UNITED STATES v. MCCLELLON
United States District Court, Western District of Washington (2023)
Facts
- The defendant, Donte McClellon, faced charges for three counts of wire fraud and two counts of bank fraud related to the Paycheck Protection Program (PPP) loans he applied for in 2020.
- The government alleged that McClellon submitted fraudulent applications, containing false statements and information to secure $500,948 in PPP funds for three corporate entities he owned.
- These entities, Frostlake, LLC, Skylake, LLC, and Cannonlake, LLC, were claimed to have employees and payroll expenses, though the government argued none had any genuine business operations or employees.
- During pre-trial motions, McClellon sought to exclude evidence concerning his extravagant spending habits, while the government aimed to exclude evidence of lender negligence and profits.
- The court addressed these motions in limine, considering the admissibility of various types of evidence before the trial commenced.
- The procedural history included the filing of motions by both parties regarding the evidence to be presented at trial.
Issue
- The issues were whether evidence of McClellon's lavish lifestyle and spending habits could be introduced at trial and whether evidence related to lender negligence and profits was admissible.
Holding — King, J.
- The United States District Court for the Western District of Washington held that McClellon's motion to exclude certain evidence was granted in part, denied in part, and deferred in part, while the government's motions were also granted in part and deferred in part.
Rule
- Evidence that is directly related to a fraudulent scheme is admissible, while generalized evidence of a defendant's lifestyle may be excluded if it poses a risk of unfair prejudice.
Reasoning
- The United States District Court reasoned that evidence regarding how McClellon spent the PPP funds was directly relevant to the charges of fraud, as it demonstrated whether he used the funds for their intended purpose, which was payroll.
- The court distinguished between specific evidence of McClellon's actual expenditures and generalized evidence of his spending habits, ruling that the former was admissible because it was intrinsic to the alleged fraudulent scheme.
- However, evidence of McClellon's lavish lifestyle without direct connection to the fraud was deemed potentially prejudicial and required a more careful evaluation.
- The court also noted that while industry standards regarding lender practices could be addressed, specific lender negligence or profits were not relevant to the case and would not be admissible.
- Overall, the court recognized the need to balance probative value against the risk of prejudice when determining the admissibility of evidence at trial.
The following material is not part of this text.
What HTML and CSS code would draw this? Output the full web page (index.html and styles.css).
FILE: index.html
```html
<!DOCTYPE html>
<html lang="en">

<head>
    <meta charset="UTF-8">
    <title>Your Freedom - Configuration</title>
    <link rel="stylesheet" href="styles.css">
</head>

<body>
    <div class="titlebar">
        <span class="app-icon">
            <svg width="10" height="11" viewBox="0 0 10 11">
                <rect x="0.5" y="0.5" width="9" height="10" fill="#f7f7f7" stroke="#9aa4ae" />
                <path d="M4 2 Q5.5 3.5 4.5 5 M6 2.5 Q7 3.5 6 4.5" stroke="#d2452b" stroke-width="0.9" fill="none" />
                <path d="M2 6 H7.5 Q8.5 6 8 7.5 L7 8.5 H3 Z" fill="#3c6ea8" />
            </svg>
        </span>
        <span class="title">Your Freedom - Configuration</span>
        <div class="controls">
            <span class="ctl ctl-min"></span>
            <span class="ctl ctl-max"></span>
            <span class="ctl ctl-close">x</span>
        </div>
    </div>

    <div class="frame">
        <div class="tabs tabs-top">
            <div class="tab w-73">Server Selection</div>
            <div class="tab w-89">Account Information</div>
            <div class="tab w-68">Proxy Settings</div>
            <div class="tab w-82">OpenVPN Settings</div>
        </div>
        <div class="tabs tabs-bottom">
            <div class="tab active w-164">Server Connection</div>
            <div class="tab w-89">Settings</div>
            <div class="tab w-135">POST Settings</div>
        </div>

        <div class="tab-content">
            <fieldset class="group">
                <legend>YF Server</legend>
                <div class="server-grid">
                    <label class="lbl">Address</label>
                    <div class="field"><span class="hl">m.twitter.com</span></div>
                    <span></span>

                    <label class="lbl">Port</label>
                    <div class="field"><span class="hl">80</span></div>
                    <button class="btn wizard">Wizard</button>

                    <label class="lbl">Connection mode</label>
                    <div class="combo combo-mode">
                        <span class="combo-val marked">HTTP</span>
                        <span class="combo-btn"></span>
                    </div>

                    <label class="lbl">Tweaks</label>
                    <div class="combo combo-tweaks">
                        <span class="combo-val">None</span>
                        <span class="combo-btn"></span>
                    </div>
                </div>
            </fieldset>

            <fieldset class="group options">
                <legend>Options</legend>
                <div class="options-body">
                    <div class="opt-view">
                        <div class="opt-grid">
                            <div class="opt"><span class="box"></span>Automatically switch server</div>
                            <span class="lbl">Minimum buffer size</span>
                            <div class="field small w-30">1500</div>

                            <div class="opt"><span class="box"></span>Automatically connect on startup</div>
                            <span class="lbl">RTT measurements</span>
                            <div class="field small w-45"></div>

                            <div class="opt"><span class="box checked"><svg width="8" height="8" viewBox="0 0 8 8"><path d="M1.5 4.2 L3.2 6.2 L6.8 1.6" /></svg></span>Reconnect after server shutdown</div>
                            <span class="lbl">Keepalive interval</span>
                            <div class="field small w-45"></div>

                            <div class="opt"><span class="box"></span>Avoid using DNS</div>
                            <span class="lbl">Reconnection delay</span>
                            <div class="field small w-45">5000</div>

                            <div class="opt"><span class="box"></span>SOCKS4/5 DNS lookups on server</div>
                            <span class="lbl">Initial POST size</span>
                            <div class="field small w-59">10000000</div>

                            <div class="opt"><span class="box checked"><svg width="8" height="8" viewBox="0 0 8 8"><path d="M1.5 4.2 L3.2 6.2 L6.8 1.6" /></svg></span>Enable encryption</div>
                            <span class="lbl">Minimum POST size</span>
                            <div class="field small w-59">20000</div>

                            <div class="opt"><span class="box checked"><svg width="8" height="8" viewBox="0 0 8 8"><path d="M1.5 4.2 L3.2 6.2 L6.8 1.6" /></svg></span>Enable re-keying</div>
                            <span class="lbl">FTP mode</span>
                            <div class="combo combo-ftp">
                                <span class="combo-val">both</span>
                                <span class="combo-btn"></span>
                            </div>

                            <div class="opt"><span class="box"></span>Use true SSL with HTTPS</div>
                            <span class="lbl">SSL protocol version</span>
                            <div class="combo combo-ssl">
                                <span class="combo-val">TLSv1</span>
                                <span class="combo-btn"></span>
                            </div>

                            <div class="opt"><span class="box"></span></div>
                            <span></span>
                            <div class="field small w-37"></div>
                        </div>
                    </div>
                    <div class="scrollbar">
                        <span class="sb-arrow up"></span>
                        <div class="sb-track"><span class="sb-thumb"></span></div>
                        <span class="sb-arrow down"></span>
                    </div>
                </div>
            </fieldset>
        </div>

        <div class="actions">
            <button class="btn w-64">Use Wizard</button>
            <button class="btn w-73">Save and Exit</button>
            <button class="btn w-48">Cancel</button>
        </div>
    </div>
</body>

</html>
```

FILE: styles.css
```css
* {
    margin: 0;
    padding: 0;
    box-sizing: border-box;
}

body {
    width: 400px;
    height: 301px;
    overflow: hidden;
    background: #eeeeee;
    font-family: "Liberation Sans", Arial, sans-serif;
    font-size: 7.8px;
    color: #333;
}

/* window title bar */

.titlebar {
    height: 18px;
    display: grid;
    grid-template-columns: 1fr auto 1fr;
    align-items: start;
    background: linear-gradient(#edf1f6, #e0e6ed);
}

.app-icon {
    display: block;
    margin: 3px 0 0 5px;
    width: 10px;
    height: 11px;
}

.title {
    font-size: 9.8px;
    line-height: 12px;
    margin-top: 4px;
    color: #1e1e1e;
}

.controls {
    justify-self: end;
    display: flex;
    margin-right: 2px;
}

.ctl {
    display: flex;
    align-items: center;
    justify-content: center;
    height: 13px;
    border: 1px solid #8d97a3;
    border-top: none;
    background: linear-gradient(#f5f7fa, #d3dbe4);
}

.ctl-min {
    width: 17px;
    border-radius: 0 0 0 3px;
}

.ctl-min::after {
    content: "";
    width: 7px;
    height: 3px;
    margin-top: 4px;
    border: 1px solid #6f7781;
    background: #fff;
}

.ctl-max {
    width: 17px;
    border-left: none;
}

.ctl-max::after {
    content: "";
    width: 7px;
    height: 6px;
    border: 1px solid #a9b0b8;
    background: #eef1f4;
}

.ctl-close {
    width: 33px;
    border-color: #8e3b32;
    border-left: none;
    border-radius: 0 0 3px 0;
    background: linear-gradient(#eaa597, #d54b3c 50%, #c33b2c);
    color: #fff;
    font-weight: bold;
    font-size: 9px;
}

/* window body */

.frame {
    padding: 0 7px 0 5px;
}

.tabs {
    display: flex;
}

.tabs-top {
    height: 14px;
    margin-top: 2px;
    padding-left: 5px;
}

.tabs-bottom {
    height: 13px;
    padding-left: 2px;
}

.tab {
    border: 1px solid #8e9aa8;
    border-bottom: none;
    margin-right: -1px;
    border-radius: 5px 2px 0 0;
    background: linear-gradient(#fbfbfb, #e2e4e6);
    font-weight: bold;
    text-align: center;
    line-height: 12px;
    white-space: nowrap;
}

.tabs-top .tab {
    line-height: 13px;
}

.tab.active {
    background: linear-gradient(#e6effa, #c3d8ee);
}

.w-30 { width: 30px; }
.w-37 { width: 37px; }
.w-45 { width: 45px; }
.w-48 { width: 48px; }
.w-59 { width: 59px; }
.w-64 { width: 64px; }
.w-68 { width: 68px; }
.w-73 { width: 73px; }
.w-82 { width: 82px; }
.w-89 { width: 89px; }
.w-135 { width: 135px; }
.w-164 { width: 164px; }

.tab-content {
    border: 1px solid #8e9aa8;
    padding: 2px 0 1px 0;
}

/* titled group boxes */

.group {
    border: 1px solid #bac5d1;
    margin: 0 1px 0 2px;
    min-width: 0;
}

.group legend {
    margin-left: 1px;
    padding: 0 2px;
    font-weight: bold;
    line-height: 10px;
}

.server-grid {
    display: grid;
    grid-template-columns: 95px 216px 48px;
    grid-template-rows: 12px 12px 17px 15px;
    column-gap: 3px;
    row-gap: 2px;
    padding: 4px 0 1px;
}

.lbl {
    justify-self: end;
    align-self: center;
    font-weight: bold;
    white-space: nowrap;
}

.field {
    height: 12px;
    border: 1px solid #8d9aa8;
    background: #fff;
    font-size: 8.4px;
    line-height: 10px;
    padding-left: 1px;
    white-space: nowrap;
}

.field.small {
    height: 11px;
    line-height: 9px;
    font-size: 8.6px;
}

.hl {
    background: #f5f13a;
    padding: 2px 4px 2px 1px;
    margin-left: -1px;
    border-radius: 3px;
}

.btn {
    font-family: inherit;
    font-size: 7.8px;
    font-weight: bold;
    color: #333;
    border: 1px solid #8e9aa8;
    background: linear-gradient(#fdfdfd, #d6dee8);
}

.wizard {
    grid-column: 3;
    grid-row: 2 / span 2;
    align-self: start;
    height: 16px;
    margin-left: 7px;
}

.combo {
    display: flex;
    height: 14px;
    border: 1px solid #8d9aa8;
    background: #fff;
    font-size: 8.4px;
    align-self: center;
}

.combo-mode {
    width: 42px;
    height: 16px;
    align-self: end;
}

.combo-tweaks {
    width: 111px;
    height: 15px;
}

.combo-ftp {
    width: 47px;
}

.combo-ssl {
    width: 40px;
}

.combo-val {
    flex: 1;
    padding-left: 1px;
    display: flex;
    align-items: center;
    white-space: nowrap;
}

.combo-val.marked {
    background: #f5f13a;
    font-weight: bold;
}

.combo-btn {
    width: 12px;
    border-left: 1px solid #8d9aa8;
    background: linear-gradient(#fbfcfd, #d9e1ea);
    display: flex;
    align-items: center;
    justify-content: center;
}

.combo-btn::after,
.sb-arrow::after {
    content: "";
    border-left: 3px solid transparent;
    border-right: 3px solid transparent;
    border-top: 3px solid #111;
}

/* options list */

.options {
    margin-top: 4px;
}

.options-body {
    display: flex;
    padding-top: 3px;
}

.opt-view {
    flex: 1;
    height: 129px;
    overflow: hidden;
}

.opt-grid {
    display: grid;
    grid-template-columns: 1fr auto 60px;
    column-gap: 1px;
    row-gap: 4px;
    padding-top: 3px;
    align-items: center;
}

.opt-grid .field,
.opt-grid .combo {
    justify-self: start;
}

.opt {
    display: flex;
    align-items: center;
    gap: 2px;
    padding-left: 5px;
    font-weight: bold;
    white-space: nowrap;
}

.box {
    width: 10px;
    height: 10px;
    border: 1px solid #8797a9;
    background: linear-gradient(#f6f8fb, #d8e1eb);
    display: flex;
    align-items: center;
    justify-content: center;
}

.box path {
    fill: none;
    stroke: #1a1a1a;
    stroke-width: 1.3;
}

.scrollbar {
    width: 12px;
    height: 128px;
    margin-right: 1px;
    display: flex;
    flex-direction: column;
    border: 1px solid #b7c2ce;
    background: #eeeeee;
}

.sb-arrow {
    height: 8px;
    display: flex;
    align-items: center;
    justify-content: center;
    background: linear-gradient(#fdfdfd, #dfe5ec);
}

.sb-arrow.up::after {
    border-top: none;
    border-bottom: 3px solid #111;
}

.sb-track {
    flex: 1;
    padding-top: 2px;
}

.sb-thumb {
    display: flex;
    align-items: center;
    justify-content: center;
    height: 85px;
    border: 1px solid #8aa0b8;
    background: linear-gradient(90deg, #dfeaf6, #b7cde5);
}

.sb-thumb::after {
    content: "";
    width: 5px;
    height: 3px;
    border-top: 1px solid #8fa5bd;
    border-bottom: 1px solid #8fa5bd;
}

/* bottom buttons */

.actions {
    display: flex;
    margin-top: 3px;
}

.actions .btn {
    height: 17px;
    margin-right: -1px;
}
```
Deep Dive: How the Court Reached Its Decision
General Principles of Evidence
The court established that parties may move to exclude anticipated prejudicial evidence before it is offered, as outlined in Luce v. United States. The U.S. Supreme Court emphasized that district courts have broad discretion in determining the admissibility of evidence. In this case, the court relied on Federal Rules of Evidence 401 and 403 to evaluate whether the proposed evidence was relevant to the charges and whether its probative value was substantially outweighed by the risk of unfair prejudice. Under Rule 401, evidence is relevant if it has any tendency to make a fact more or less probable than it would be without that evidence. Furthermore, Rule 403 allows for the exclusion of relevant evidence if it poses a danger of confusing the issues, misleading the jury, or creating unfair prejudice. The court recognized that relevance and prejudice must be assessed in the context of the specific facts and arguments presented in the case.
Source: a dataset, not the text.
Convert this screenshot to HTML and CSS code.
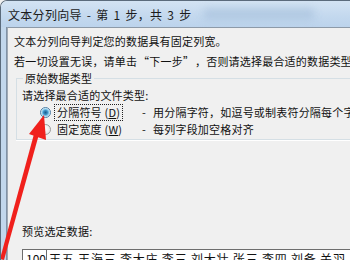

Defendant's Motion in Limine
In addressing McClellon's motion to exclude evidence of his lavish lifestyle, the court distinguished between evidence directly related to the fraudulent scheme and generalized evidence concerning his spending habits. McClellon argued that his spending habits were irrelevant and not indicative of his knowledge, intent, or motive regarding the fraud charges. However, the government countered that evidence of how McClellon used the PPP funds was central to the charges, as it demonstrated whether he misappropriated funds intended for payroll. The court found that specific evidence detailing his expenditure of the PPP funds was highly probative of his intent to deceive and the fraudulent nature of his actions, thereby directly linked to the charges of wire and bank fraud. Conversely, the court acknowledged that generalized evidence of McClellon's lavish lifestyle could lead to unfair prejudice and was less relevant to the issues at hand. As such, the court granted McClellon's motion in part and deferred its ruling on the admissibility of specific lifestyle evidence until trial.
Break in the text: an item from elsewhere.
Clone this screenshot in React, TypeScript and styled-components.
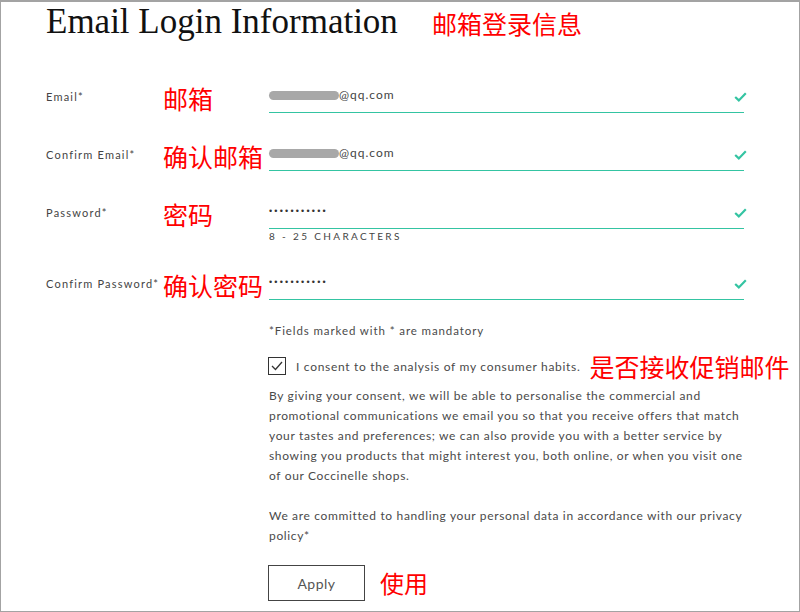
import styled, { createGlobalStyle } from 'styled-components';

const GlobalStyle = createGlobalStyle`
  * {
    box-sizing: border-box;
  }
  body {
    margin: 0;
    background: #fff;
    font-family: Lato, "Liberation Sans", "Noto Sans CJK SC", sans-serif;
  }
`;

const teal = '#34c4a2';
const cjk = '"Noto Sans CJK SC", "Noto Sans", sans-serif';

const Frame = styled.div`
  width: 800px;
  height: 612px;
  border: 1px solid #a3a3a3;
  border-top-width: 2px;
  padding-left: 45px;
  overflow: hidden;
  background: #fff;
`;

const Header = styled.div`
  display: flex;
  align-items: center;
  gap: 34px;
  padding-top: 2px;
`;

const Title = styled.h1`
  margin: 0;
  font-family: "Liberation Serif", serif;
  font-weight: 400;
  font-size: 35px;
  line-height: 36px;
  color: #111;
`;

const Note = styled.span<{ $size?: number }>`
  font-family: ${cjk};
  font-size: ${(p) => p.$size ?? 25}px;
  line-height: 26px;
  color: #ff0000;
  white-space: nowrap;
`;

const HeaderNote = styled(Note)`
  margin-top: 2px;
`;

const Form = styled.div`
  display: flex;
  flex-direction: column;
  gap: 30px;
  margin-top: 45px;
`;

const Row = styled.div`
  display: grid;
  grid-template-columns: 117px 106px 475px;
  align-items: start;
`;

const Label = styled.span`
  margin-top: 5px;
  font-size: 11px;
  line-height: 14px;
  letter-spacing: 1.2px;
  color: #444;
  white-space: nowrap;
`;

const Field = styled.div`
  display: flex;
  align-items: center;
  justify-content: space-between;
  height: 28px;
  padding-bottom: 7px;
  border-bottom: 1px solid ${teal};
`;

const Value = styled.span`
  display: flex;
  align-items: center;
  font-size: 12px;
  line-height: 20px;
  letter-spacing: 1px;
  color: #444;
`;

const Redacted = styled.span<{ $w: number }>`
  display: inline-block;
  width: ${(p) => p.$w}px;
  height: 9px;
  border-radius: 5px;
  background: #a8a8a8;
`;

const Dots = styled.span`
  font-family: "Liberation Sans", sans-serif;
  font-size: 9px;
  letter-spacing: 2.2px;
  color: #333;
`;

const Check = styled.svg`
  width: 13px;
  height: 10px;
  margin-top: 4px;
  margin-right: -3px;
`;

const Hint = styled.div`
  margin-top: 1px;
  font-size: 10px;
  line-height: 12px;
  letter-spacing: 2.35px;
  color: #444;
`;

const Extras = styled.div`
  margin-left: 223px;
  color: #4a4a4a;
`;

const Mandatory = styled.p`
  margin: 23px 0 0;
  font-size: 11.5px;
  line-height: 16px;
  letter-spacing: 0.9px;
`;

const ConsentRow = styled.label`
  display: flex;
  align-items: center;
  margin-top: 14px;
  height: 26px;
`;

const Box = styled.span`
  display: flex;
  align-items: center;
  justify-content: center;
  flex-shrink: 0;
  width: 18px;
  height: 18px;
  margin-left: -1px;
  margin-right: 10px;
  border: 1.5px solid #333;
`;

const ConsentText = styled.span`
  font-size: 12px;
  letter-spacing: 0.7px;
  margin-right: 9px;
  white-space: nowrap;
`;

const Para = styled.p<{ $gap: number }>`
  margin: ${(p) => p.$gap}px 0 0;
  font-size: 12px;
  line-height: 20px;
  letter-spacing: 0.65px;
  white-space: nowrap;
`;

const ButtonRow = styled.div`
  display: flex;
  align-items: center;
  gap: 15px;
  margin-top: 19px;
`;

const Button = styled.button`
  width: 97px;
  height: 36px;
  margin-left: -1px;
  background: #fff;
  border: 1.5px solid #444;
  border-radius: 0;
  font-family: Lato, "Liberation Sans", sans-serif;
  font-size: 14px;
  letter-spacing: 0.5px;
  color: #555;
`;

const TickIcon = () => (
  <Check viewBox="0 0 13 10">
    <polyline points="1.2,5 4.8,8.4 11.8,1.2" fill="none" stroke={teal} strokeWidth="2.2" />
  </Check>
);

type RowProps = {
  label: string;
  note: string;
  value: React.ReactNode;
  hint?: string;
};

const FormRow = ({ label, note, value, hint }: RowProps) => (
  <Row>
    <Label>{label}</Label>
    <Note>{note}</Note>
    <div>
      <Field>
        <Value>{value}</Value>
        <TickIcon />
      </Field>
      {hint && <Hint>{hint}</Hint>}
    </div>
  </Row>
);

const App = () => (
  <>
    <GlobalStyle />
    <Frame>
      <Header>
        <Title>Email Login Information</Title>
        <HeaderNote>邮箱登录信息</HeaderNote>
      </Header>
      <Form>
        <FormRow
          label="Email*"
          note="邮箱"
          value={
            <>
              <Redacted $w={70} />
              @qq.com
            </>
          }
        />
        <FormRow
          label="Confirm Email*"
          note="确认邮箱"
          value={
            <>
              <Redacted $w={70} />
              @qq.com
            </>
          }
        />
        <FormRow label="Password*" note="密码" value={<Dots>•••••••••••</Dots>} hint="8 - 25 CHARACTERS" />
        <FormRow label="Confirm Password*" note="确认密码" value={<Dots>•••••••••••</Dots>} />
      </Form>
      <Extras>
        <Mandatory>*Fields marked with * are mandatory</Mandatory>
        <ConsentRow>
          <Box>
            <svg width="12" height="10" viewBox="0 0 12 10">
              <polyline points="1,5 4.5,8.5 11,1" fill="none" stroke="#333" strokeWidth="1.3" />
            </svg>
          </Box>
          <ConsentText>I consent to the analysis of my consumer habits.</ConsentText>
          <Note>是否接收促销邮件</Note>
        </ConsentRow>
        <Para $gap={7}>
          By giving your consent, we will be able to personalise the commercial and
          <br />
          promotional communications we email you so that you receive offers that match
          <br />
          your tastes and preferences; we can also provide you with a better service by
          <br />
          showing you products that might interest you, both online, or when you visit one
          <br />
          of our Coccinelle shops.
        </Para>
        <Para $gap={20}>
          We are committed to handling your personal data in accordance with our privacy
          <br />
          policy*
        </Para>
        <ButtonRow>
          <Button>Apply</Button>
          <Note $size={24}>使用</Note>
        </ButtonRow>
      </Extras>
    </Frame>
  </>
);

export default App;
Government's Motion in Limine
The court then examined the government's motion to exclude evidence related to lender negligence and profits. The government claimed such evidence was irrelevant and posed a risk of unfair prejudice, as it was not a defense to the charges of fraud. McClellon, however, contended that understanding industry standards could help demonstrate the materiality of his alleged misrepresentations. The court recognized that while McClellon could introduce evidence of general industry practices, specific instances of lender negligence or individual lender motives for approving loans would not be admissible. This aligned with established Ninth Circuit precedent, which emphasized that details about individual lenders' behaviors were irrelevant to the case. The court confirmed its intention to evaluate these issues further during the trial as they arose, ensuring that the focus remained on relevant evidence.
Relevance of Tax Returns
Lastly, the court addressed the government's request for a judicial finding regarding the relevance of McClellon's tax returns. The government argued that the tax returns from 2019 and 2020 were pertinent to the fraud charges, as they could demonstrate inconsistencies between McClellon’s representations and his actual financial status. McClellon did not oppose the admission of this evidence, which led the court to conclude that the tax returns were indeed relevant to establishing the fraud charges. The court noted that the tax returns could potentially reveal false statements McClellon made in support of his PPP loan applications, illuminating his intent to defraud and knowledge of his scheme. Therefore, the court agreed to allow the tax returns to be considered as part of the evidence in the case.
Conclusion of Motions
In summary, the court both granted and denied various motions in limine, while also deferring some decisions until trial. McClellon's requests to exclude certain evidence were partially granted, particularly regarding generalized lifestyle evidence, while specific evidence of how he spent the PPP funds was deemed admissible. The court also clarified that lender negligence and profits could not be introduced, maintaining a focus on the relevant aspects of the fraud charges. Finally, the court ruled that McClellon's tax returns were relevant and could be used to support the government's case. This comprehensive approach underscored the court's commitment to ensuring fair trial procedures while balancing the probative value of evidence against the risk of prejudice.